2. Inside the Baseline Win Rate Is 69% vs. 39% Behind the Baseline
Giampaolo cites a specific statistical finding: players who construct points to finish inside the baseline win at a 69% rate; players who are pushed behind the baseline win at only 39%. This 30-point gap is not about stroke quality — it is about court position, which is a tactical choice. He uses this data to argue that positional tactics deserve more practice time than they typically receive in junior development programs.
3. Mental and Emotional Are Two Distinct Performance Components
Giampaolo explicitly separates mental performance (cognitive — thinking, decision-making, focus) from emotional performance (physiological — arousal, anxiety, frustration).
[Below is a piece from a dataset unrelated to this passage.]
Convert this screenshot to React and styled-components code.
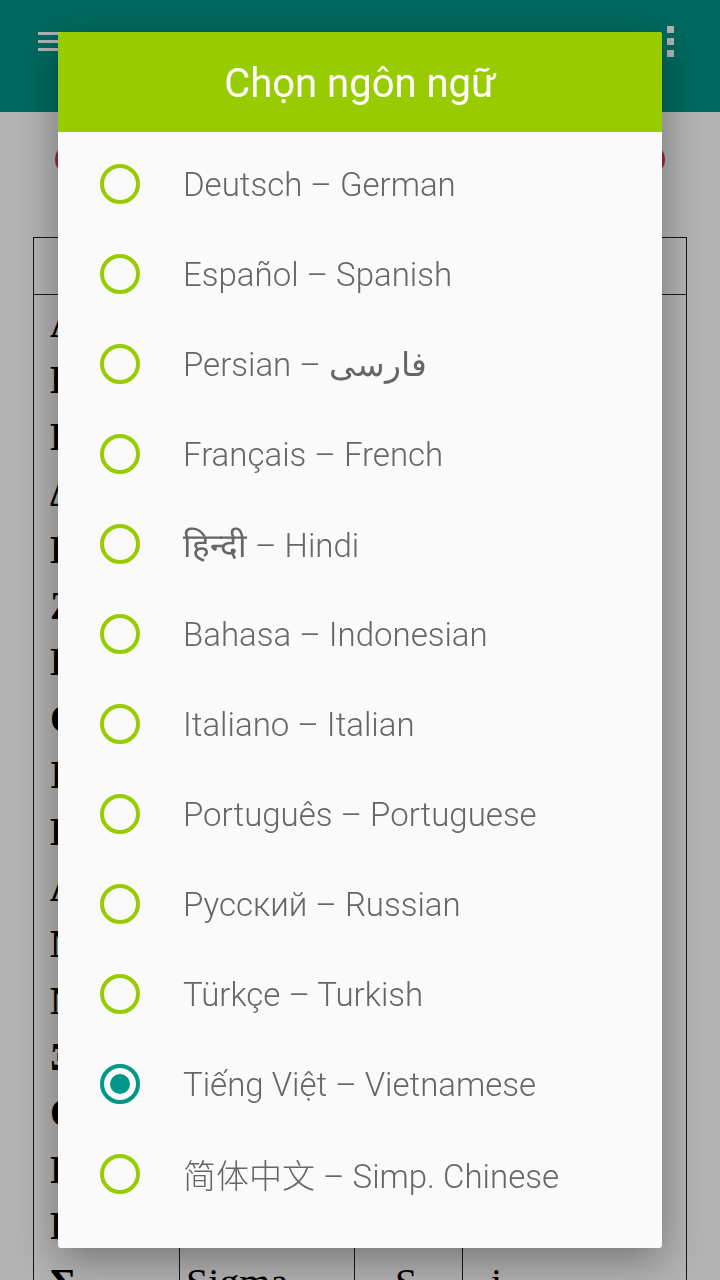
import React from 'react'
import styled, { createGlobalStyle } from 'styled-components'

const GlobalStyle = createGlobalStyle`
  html, body {
    margin: 0;
    padding: 0;
    background: #ffffff;
  }
`

const Page = styled.div`
  position: relative;
  width: 720px;
  height: 1280px;
  overflow: hidden;
  background: #ffffff;
`

const AppBar = styled.div`
  height: 112px;
  background: #009688;
  display: flex;
  align-items: center;
  justify-content: space-between;
  padding: 0 45px 0 38px;
  box-sizing: border-box;
`

const BarIcon = styled.svg`
  display: block;
  margin-top: -30px;
`

const Content = styled.div`
  padding: 31px 0 0;
`

const RedBar = styled.div`
  height: 33px;
  margin: 0 55px;
  border-radius: 17px;
  background: #de3a4f;
`

const Table = styled.div`
  margin: 61px 0 0 33px;
  width: 654px;
  border: 1px solid #222;
  border-bottom: 0;
  box-sizing: border-box;
`

const Row = styled.div`
  display: grid;
  grid-template-columns: 145px 175px 108px 1fr;
  height: ${props => props.height || 56.4}px;
  border-bottom: ${props => props.head ? '1px solid #222' : '0'};
`

const Cell = styled.div`
  border-left: ${props => props.first ? '0' : '1px solid #222'};
  padding-left: ${props => props.pad || 6}px;
  font-family: "Liberation Serif", "DejaVu Serif", serif;
  font-size: 40px;
  font-weight: ${props => props.bold ? 'bold' : 'normal'};
  line-height: 58px;
  color: #000;
  white-space: nowrap;
  overflow: hidden;
`

const Scrim = styled.div`
  position: fixed;
  inset: 0;
  background: rgba(0, 0, 0, 0.3);
  display: flex;
  align-items: center;
  justify-content: center;
`

const Dialog = styled.div`
  width: 604px;
  height: 1216px;
  background: #fafafa;
  border-radius: 3px;
  overflow: hidden;
  box-shadow: 0 12px 40px rgba(0, 0, 0, 0.35);
  display: flex;
  flex-direction: column;
`

const DialogHeader = styled.div`
  height: 100px;
  background: #99cc00;
  display: flex;
  align-items: center;
  justify-content: center;
  flex-shrink: 0;
`

const DialogTitle = styled.h1`
  margin: 2px 0 0;
  color: #ffffff;
  font-family: "Roboto", "Noto Sans", sans-serif;
  font-weight: 400;
  font-size: 40px;
`

const List = styled.div`
  padding-top: 7px;
  display: flex;
  flex-direction: column;
`

const Item = styled.div`
  height: 90px;
  display: flex;
  align-items: center;
  padding-left: 42px;
`

const Radio = styled.span`
  width: 40px;
  height: 40px;
  box-sizing: border-box;
  border-radius: 50%;
  border: 4px solid ${props => props.checked ? '#009688' : '#99cc00'};
  display: flex;
  align-items: center;
  justify-content: center;
  flex-shrink: 0;

  &::after {
    content: '';
    display: ${props => props.checked ? 'block' : 'none'};
    width: 20px;
    height: 20px;
    border-radius: 50%;
    background: #009688;
  }
`

const Label = styled.span`
  margin-left: 43px;
  color: #666666;
  font-family: "Roboto", "DejaVu Sans", "Noto Sans CJK SC", sans-serif;
  font-weight: 300;
  font-size: 33px;
  white-space: nowrap;
`

const greek = [
  ['Α', 'Alpha', 'A', 'a'],
  ['Β', 'Beta', 'B', 'v'],
  ['Γ', 'Gamma', 'G', 'gh'],
  ['Δ', 'Delta', 'D', 'dh'],
  ['Ε', 'Epsilon', 'E', 'e'],
  ['Ζ', 'Zeta', 'Z', 'z'],
  ['Η', 'Eta', 'Ē', 'i'],
  ['Θ', 'Theta', 'Th', 'th'],
  ['Ι', 'Iota', 'I', 'i'],
  ['Κ', 'Kappa', 'K', 'k'],
  ['Λ', 'Lambda', 'L', 'l'],
  ['Μ', 'Mu', 'M', 'm'],
  ['Ν', 'Nu', 'N', 'n'],
  ['Ξ', 'Xi', 'X', 'ks'],
  ['Ο', 'Omicron', 'O', 'o'],
  ['Π', 'Pi', 'P', 'p'],
  ['Ρ', 'Rho', 'R', 'r'],
  ['Σ', 'Sigma', 'S', 'i']
]

const languages = [
  'Deutsch – German',
  'Español – Spanish',
  'Persian – فارسی',
  'Français – French',
  'हिन्दी – Hindi',
  'Bahasa – Indonesian',
  'Italiano – Italian',
  'Português – Portuguese',
  'Русский – Russian',
  'Türkçe – Turkish',
  'Tiếng Việt – Vietnamese',
  '简体中文 – Simp. Chinese'
]

const MenuIcon = () => (
  <BarIcon width="26" height="24" viewBox="0 0 26 24">
    <rect x="0" y="3" width="26" height="3" fill="#fff" />
    <rect x="0" y="11" width="26" height="3" fill="#fff" />
    <rect x="0" y="19" width="26" height="3" fill="#fff" />
  </BarIcon>
)

const MoreIcon = () => (
  <BarIcon width="8" height="32" viewBox="0 0 8 32">
    <rect x="0" y="1" width="7" height="7" fill="#fff" />
    <rect x="0" y="13" width="7" height="7" fill="#fff" />
    <rect x="0" y="25" width="7" height="7" fill="#fff" />
  </BarIcon>
)

export default function App () {
  const selected = 10
  return (
    <Page>
      <GlobalStyle />
      <AppBar>
        <MenuIcon />
        <MoreIcon />
      </AppBar>
      <Content>
        <RedBar />
        <Table>
          <Row head height={56}>
            <Cell first />
            <Cell />
            <Cell />
            <Cell />
          </Row>
          {greek.map(row => (
            <Row key={row[1]}>
              <Cell first bold pad={16}>{row[0]}</Cell>
              <Cell>{row[1]}</Cell>
              <Cell pad={40}>{row[2]}</Cell>
              <Cell pad={28}>{row[3]}</Cell>
            </Row>
          ))}
        </Table>
      </Content>
      <Scrim>
        <Dialog>
          <DialogHeader>
            <DialogTitle>Chọn ngôn ngữ</DialogTitle>
          </DialogHeader>
          <List>
            {languages.map((lang, i) => (
              <Item key={lang}>
                <Radio checked={i === selected} />
                <Label>{lang}</Label>
              </Item>
            ))}
          </List>
        </Dialog>
      </Scrim>
    </Page>
  )
}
He argues that most coaches and parents conflate the two, which produces interventions that address the wrong component. A player who is making poor shot selections has a mental problem; a player who is choking has an emotional problem; the solutions are different.
4. Most Families Spend 100% of Practice Time on Strokes — The Least Impactful Variable
Giampaolo’s most pointed critique: at the junior development level, the vast majority of practice time is allocated to stroke production — technical skill. Yet when players and parents analyze why matches are lost, they almost universally cite mental or emotional factors, not technical ones. The practice allocation and the actual failure mode are completely mismatched.
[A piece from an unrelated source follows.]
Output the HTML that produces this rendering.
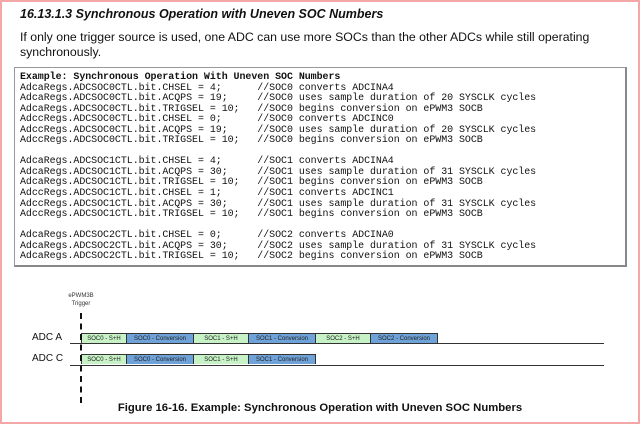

5. Deliberate, Customized Practice Beats Generic Drilling
Generic drilling — hitting 100 backhands, doing a basket drill — is not deliberate practice in Giampaolo’s framework. Deliberate practice requires specific, individualized targets: a player works on the specific tactical, mental, or emotional skill they most need, in game-like conditions, with deliberate attention to the improvement goal. He argues that one hour of deliberate customized practice is worth more than three hours of generic drilling.
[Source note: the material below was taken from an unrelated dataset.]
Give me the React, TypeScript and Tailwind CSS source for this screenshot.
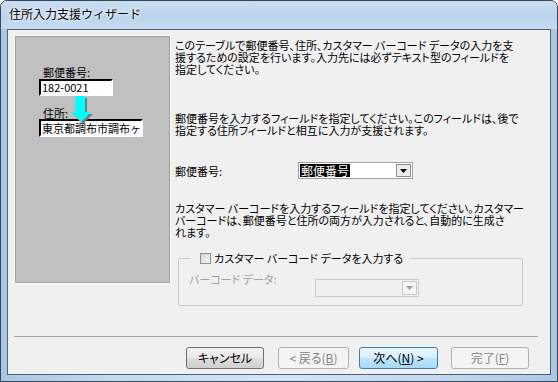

Actionable Advice for Families
- Ask your coach explicitly: “What percentage of our practice time is allocated to tactics vs. technical strokes?” If the answer is 90% technical, something is wrong
- Learn and use the mental/emotional distinction when debriefing matches — “was that a thinking problem or a feeling problem?” leads to better solutions than “you need to focus more”
- Study court position statistics: 69% win rate inside the baseline vs. 39% behind is a number worth memorizing and building practice scenarios around
- Invest in the Tennis Parents Bible and Mental-Emotional Workbook as companion resources to technical coaching — Giampaolo fills a gap that most coaches leave
- Demand deliberate, customized practice from coaches: what specific problem is this drill solving for this specific player?
INTENNSE Relevance
- Tactical intelligence for team tennis: Giampaolo’s three-tier framework is directly applicable to INTENNSE’s team format — players who can execute tactical adjustments quickly (per-opponent, mid-match) are more valuable in the substitution-heavy team context
- Coach development curriculum: The mental/emotional distinction is a training-vocabulary upgrade for INTENNSE coaches — the framework gives them more precise intervention language during timeouts and substitution decisions
- 69% vs. 39% as broadcast content: The inside-baseline win rate statistic is broadcast-ready data that INTENNSE can use for real-time analytical commentary — converting tactical positioning into visible statistical narrative
- Practice culture standard: INTENNSE’s affiliated development programs should adopt deliberate, customized practice as a standard — generic drilling is a red flag in any program feeding players into a professional team league
Notable Quotes
“Ask parents why their child lost last week. They’ll say mental this, emotional that. Now ask them what they practiced the day before. Forehands, backhands, serves. There’s your problem.”
“Sixty-nine percent from inside the baseline. Thirty-nine percent from behind the baseline. That gap is not about ability. It’s about tactics. And tactics are teachable.”
“Mental and emotional are not the same thing. Mental is thinking. Emotional is feeling. The solutions are completely different. If you treat one as the other, you’ll make it worse.”